Odpowiedzialność zawodowa

Odpowiedzialności zawodowej poświęcony jest cały rozdział 10 Prawa budowlanego.

Cały rozdział, to aż siedem kilkupunktowych artykułów, które (w żołnierskich słowach) streszczają pojęcia i czynności związane z odpowiedzialnością. Nie znajdziemy tu jednak katalogu czynności zakazanych a już na pewno nic, co pozwoliłoby (przeciętnemu zjadaczowi chleba) oszacować możliwe konsekwencje.

Każdy, kto zapragnie sprawdzić, czy dane działanie lub zaniechanie projektanta zasługuje na uwagę dyscyplinarną będzie się mierzył z koniecznością wnikliwego poznania prawa budowlanego, ustaw branżowych i szczegółowych rozporządzeń. Przyda się też znajomość branżowych praktyk lokalnych oraz nienaganna wiedza techniczna.

W każdym przypadku wszystkie te okoliczności trzeba umieć oceniać łącznie, a doniosłość czynu w pierwszej kolejności musi zainteresować inspektora nadzoru budowlanego lub zarząd samorządu zawodowego, bo tylko te organy mogą skutecznie zawnioskować o wszczęcie postępowania dyscyplinarnego.

Co to oznacza dla ewentualnych zainteresowanych?
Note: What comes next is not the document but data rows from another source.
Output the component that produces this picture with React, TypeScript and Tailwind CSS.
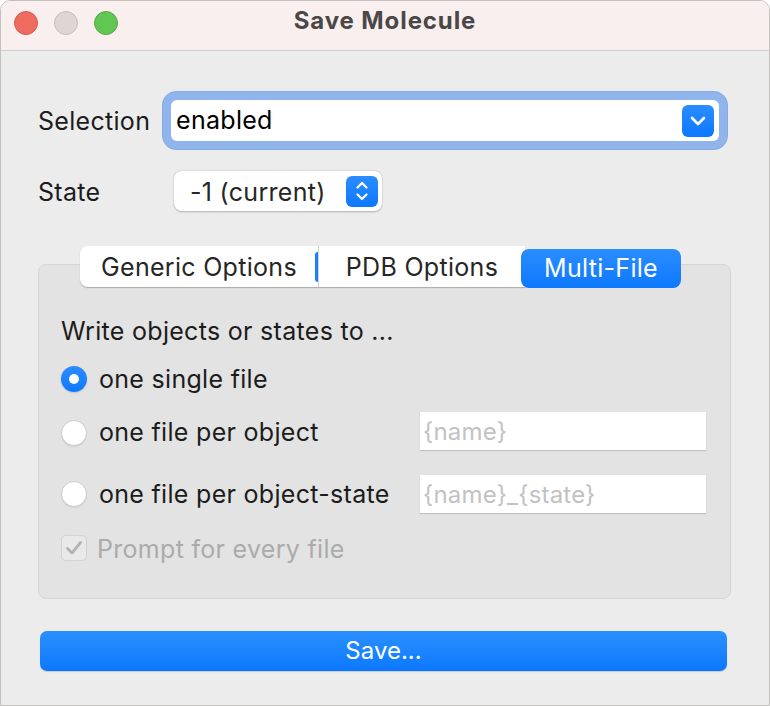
import React from "react";

const font = { fontFamily: "Inter, 'Liberation Sans', sans-serif" };

function ChevronDown() {
  return (
    <svg width="16" height="10" viewBox="0 0 16 10" fill="none">
      <path d="M2 2 L8 8 L14 2" stroke="white" strokeWidth="2.6" strokeLinecap="round" strokeLinejoin="round" />
    </svg>
  );
}

function UpDown() {
  return (
    <svg width="14" height="24" viewBox="0 0 14 24" fill="none">
      <path d="M2.5 8.5 L7 4 L11.5 8.5" stroke="white" strokeWidth="2.2" strokeLinecap="round" strokeLinejoin="round" />
      <path d="M2.5 15.5 L7 20 L11.5 15.5" stroke="white" strokeWidth="2.2" strokeLinecap="round" strokeLinejoin="round" />
    </svg>
  );
}

function Radio({ checked }: { checked?: boolean }) {
  if (checked) {
    return (
      <div className="w-[26px] h-[26px] rounded-full bg-gradient-to-b from-[#2c8cff] to-[#0a78ff] flex items-center justify-center shadow-[0_1px_2px_rgba(0,0,0,0.15)]">
        <div className="w-[10px] h-[10px] rounded-full bg-white" />
      </div>
    );
  }
  return (
    <div className="w-[26px] h-[26px] rounded-full bg-white border border-[#cdcdcd] shadow-[0_1px_1px_rgba(0,0,0,0.08)]" />
  );
}

export default function App() {
  return (
    <div className="w-[770px] h-[706px] bg-white" style={font}>
      <div className="w-full h-full rounded-t-[10px] border border-[#c4c0c0] overflow-hidden bg-[#ececec] flex flex-col">
        {/* Title bar */}
        <div className="h-[50px] bg-[#f9efee] border-b border-[#d2cdcd] grid grid-cols-[1fr_auto_1fr] items-center shrink-0">
          <div className="flex items-center gap-[16px] pl-[13px] -mt-[6px]">
            <div className="w-[24px] h-[24px] rounded-full bg-[#ee6b60] border border-[#d85a4f]" />
            <div className="w-[24px] h-[24px] rounded-full bg-[#ddd6d5] border border-[#c6bebd]" />
            <div className="w-[24px] h-[24px] rounded-full bg-[#62c655] border border-[#52ab46]" />
          </div>
          <div className="text-[24px] font-bold text-[#4b4747] -mt-[9px] tracking-[0.9px]">Save Molecule</div>
          <div />
        </div>

        {/* Body */}
        <div className="flex flex-col pl-[37px] pr-[39px] text-[25px] tracking-[0.3px]">
          {/* Selection */}
          <div className="flex items-center mt-[49px] h-[41px]">
            <div className="w-[133px] pt-[2px] text-[#1c1c1c]">Selection</div>
            <div className="w-[548px] h-[41px] bg-white rounded-[6px] shadow-[0_0_0_8px_#8fb5ec,0_0_0_9px_#86abe4] flex items-center justify-between pl-[5px] pr-[5px]">
              <span className="pt-[1px] text-black">enabled</span>
              <div className="w-[32px] h-[32px] rounded-[6px] bg-gradient-to-b from-[#2a8dff] to-[#0a78ff] flex items-center justify-center">
                <ChevronDown />
              </div>
            </div>
          </div>

          {/* State */}
          <div className="flex items-center mt-[30px] h-[40px]">
            <div className="w-[136px] pt-[3px] text-[#1c1c1c]">State</div>
            <div className="w-[208px] h-[40px] bg-white rounded-[8px] shadow-[0_0.5px_2px_rgba(0,0,0,0.25)] flex items-center justify-between pl-[16px] pr-[4px]">
              <span className="pt-[3px] text-[#262626]">-1 (current)</span>
              <div className="w-[32px] h-[31px] rounded-[6px] bg-gradient-to-b from-[#2a8dff] to-[#0a78ff] flex items-center justify-center">
                <UpDown />
              </div>
            </div>
          </div>

          {/* Tabs + group */}
          <div className="flex flex-col mt-[35px]">
            <div className="relative z-10 flex items-start ml-[42px] h-[42px] -mb-[24px]">
              <div className="flex h-[41px] bg-white rounded-l-[8px] shadow-[0_1px_1px_rgba(0,0,0,0.25)]">
                <div className="w-[238px] pt-[3px] flex items-center justify-center text-[#262626] relative">
                  Generic Options
                  <div className="absolute right-0 top-[6px] w-[3px] h-[30px] bg-[#1a80ff] rounded-l-[3px]" />
                </div>
                <div className="w-[1px] h-[41px] bg-[#d3d3d3]" />
                <div className="w-[206px] pt-[3px] flex items-center justify-center text-[#262626]">PDB Options</div>
              </div>
              <div className="-ml-[4px] mt-[3px] w-[160px] h-[39px] rounded-[8px] bg-gradient-to-b from-[#2a8dff] to-[#0a78ff] flex items-center justify-center text-white">
                Multi-File
              </div>
            </div>
            <div className="w-[693px] h-[335px] bg-[#e3e3e3] border border-[#d6d6d6] rounded-[8px] flex flex-col pl-[22px] pr-[23px] pt-[51px]">
              <div className="h-[30px] pt-[2px] flex items-center text-[#1c1c1c]">Write objects or states to ...</div>
              <div className="h-[30px] flex items-center mt-[18px]">
                <div className="w-[38px]"><Radio checked /></div>
                <span className="pt-[2px] text-[#1c1c1c]">one single file</span>
              </div>
              <div className="h-[38px] flex items-center mt-[18px]">
                <div className="w-[38px] pt-[3px]"><Radio /></div>
                <span className="w-[321px] pt-[4px] text-[#1c1c1c]">one file per object</span>
                <div className="w-[286px] h-[38px] bg-white shadow-[0_1px_1px_rgba(0,0,0,0.15)] flex items-center pl-[3px] pt-[1px] text-[24px] tracking-[0.2px] text-[#c2c2c2]">{"{name}"}</div>
              </div>
              <div className="h-[38px] flex items-center mt-[25px]">
                <div className="w-[38px]"><Radio /></div>
                <span className="w-[321px] pt-[2px] text-[#1c1c1c]">one file per object-state</span>
                <div className="w-[286px] h-[38px] bg-white shadow-[0_1px_1px_rgba(0,0,0,0.15)] flex items-center pl-[3px] pt-[1px] text-[24px] tracking-[0.2px] text-[#c2c2c2]">{"{name}_{state}"}</div>
              </div>
              <div className="h-[30px] flex items-center mt-[20px]">
                <div className="w-[26px] h-[26px] rounded-[5px] bg-[#e9e9e9] border border-[#d2d2d2] flex items-center justify-center mr-[10px]">
                  <svg width="18" height="16" viewBox="0 0 18 16" fill="none">
                    <path d="M2.5 8.5 L7 13 L15.5 2.5" stroke="#b3b3b3" strokeWidth="2.8" strokeLinecap="round" strokeLinejoin="round" />
                  </svg>
                </div>
                <span className="pt-[3px] text-[#ababab]">Prompt for every file</span>
              </div>
            </div>
          </div>

          {/* Save button */}
          <div className="mt-[32px] ml-[2px] w-[687px] h-[40px] rounded-[7px] bg-gradient-to-b from-[#2a90ff] to-[#0a78ff] shadow-[0_1px_1px_rgba(0,0,0,0.15)] flex items-center justify-center text-[24px] tracking-normal text-white">
            Save...
          </div>
        </div>
      </div>
    </div>
  );
}
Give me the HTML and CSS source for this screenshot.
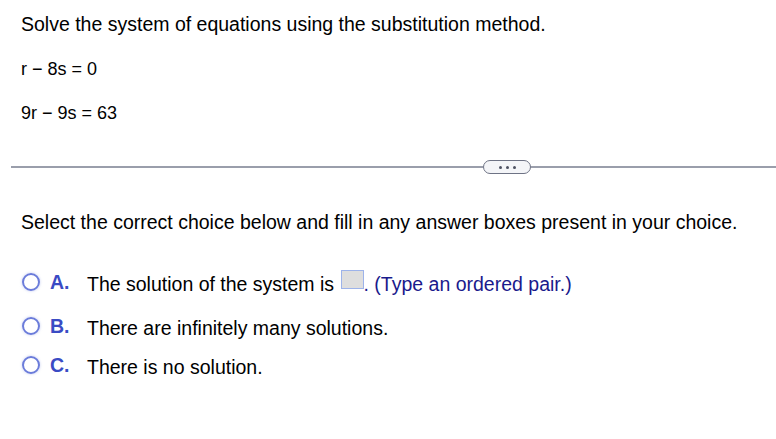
FILE: index.html
```html
<!DOCTYPE html>
<html>
<head>
<meta charset="utf-8">
<link rel="stylesheet" href="styles.css">
</head>
<body>
<div class="page">
  <div class="question">
    <p class="prompt">Solve the system of equations using the substitution method.</p>
    <p class="eq eq1">r − 8s = 0</p>
    <p class="eq eq2">9r − 9s = 63</p>
  </div>
  <div class="divider">
    <div class="rule rule-left"></div>
    <div class="pill"><span class="dot"></span><span class="dot"></span><span class="dot"></span></div>
    <div class="rule rule-right"></div>
  </div>
  <div class="answer">
    <p class="instr">Select the correct choice below and fill in any answer boxes present in your choice.</p>
    <div class="options">
      <div class="option opt-a">
        <span class="radio"></span>
        <span class="letter">A.</span>
        <span class="text">The solution of the system is <span class="box"></span><span class="hint">. (Type an ordered pair.)</span></span>
      </div>
      <div class="option opt-b">
        <span class="radio"></span>
        <span class="letter">B.</span>
        <span class="text">There are infinitely many solutions.</span>
      </div>
      <div class="option opt-c">
        <span class="radio"></span>
        <span class="letter">C.</span>
        <span class="text">There is no solution.</span>
      </div>
    </div>
  </div>
</div>
</body>
</html>
```
FILE: styles.css
```css
html, body {
  margin: 0;
  padding: 0;
  background: #ffffff;
}
body {
  font-family: "Liberation Sans", Arial, sans-serif;
  color: #000000;
  width: 776px;
  height: 439px;
  overflow: hidden;
}
p { margin: 0; }
.question {
  padding: 12px 0 0 21px;
}
.prompt {
  font-size: 19.5px;
  line-height: 24px;
}
.eq {
  font-size: 18px;
  line-height: 24px;
}
.eq1 { margin-top: 21px; }
.eq2 { margin-top: 20px; }
.divider {
  display: flex;
  align-items: center;
  margin-top: 35px;
  margin-left: 11px;
  height: 14px;
}
.rule {
  height: 2px;
  background: #9a9eab;
}
.rule-left { width: 472px; }
.rule-right { flex: 1; }
.pill {
  box-sizing: border-box;
  width: 48px;
  height: 14px;
  border: 1px solid #6e7385;
  border-radius: 7px;
  background: #f4f5f8;
  display: flex;
  align-items: center;
  justify-content: center;
  gap: 4px;
}
.dot {
  width: 3px;
  height: 3px;
  border-radius: 50%;
  background: #4d5262;
}
.answer {
  padding-left: 21px;
}
.instr {
  font-size: 19.5px;
  line-height: 24px;
  margin-top: 36px;
}
.options {
  margin-top: 33px;
  display: flex;
  flex-direction: column;
}
.option {
  display: flex;
  align-items: center;
  height: 30px;
}
.opt-b { margin-top: 14px; }
.opt-c { margin-top: 9px; }
.radio {
  box-sizing: border-box;
  width: 18px;
  height: 18px;
  border-radius: 50%;
  border: 2px solid #6b7cda;
  box-shadow: 0 0 2px 1px rgba(175, 185, 235, 0.35);
  margin-left: 1px;
  flex: none;
}
.letter {
  font-size: 19.5px;
  line-height: 22px;
  font-weight: bold;
  color: #3a4bc4;
  margin-left: 10px;
  width: 37px;
  flex: none;
}
.text {
  display: flex;
  align-items: flex-start;
  font-size: 19.5px;
  line-height: 22px;
  margin-top: 4px;
  white-space: pre;
}
.box {
  display: inline-block;
  box-sizing: border-box;
  width: 23px;
  height: 19px;
  background: #dedede;
  border: 1px solid #9db3ea;
  margin-top: -3px;
  margin-left: 1px;
}
.hint {
  color: #1a1a8c;
}
```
Chyba tylko tyle, że w telekomunikacji naprawdę niewiele jest okoliczności, kiedy skutecznie dochodzi się konsekwencji zawodowych względem projektanta. Ale zostawmy uszczypliwości.
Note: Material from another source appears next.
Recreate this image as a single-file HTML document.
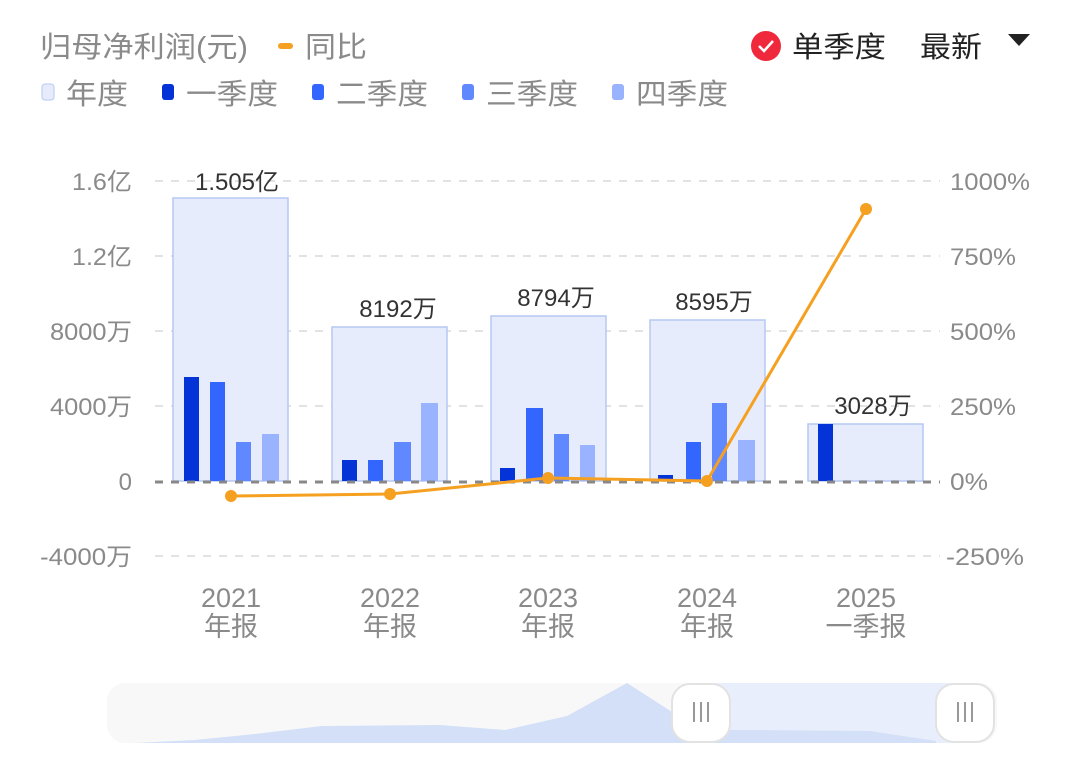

Przede wszystkim trzeba podkreślić, że odpowiedzialność zawodowa jest ograniczona do wykonywania samodzielnych funkcji technicznych w budownictwie, czyli dotyczy wyłącznie osób z uprawnieniami i czynności z tym związanych. O pozostałych aspektach można mówić w kontekście prawa karnego i cywilnego.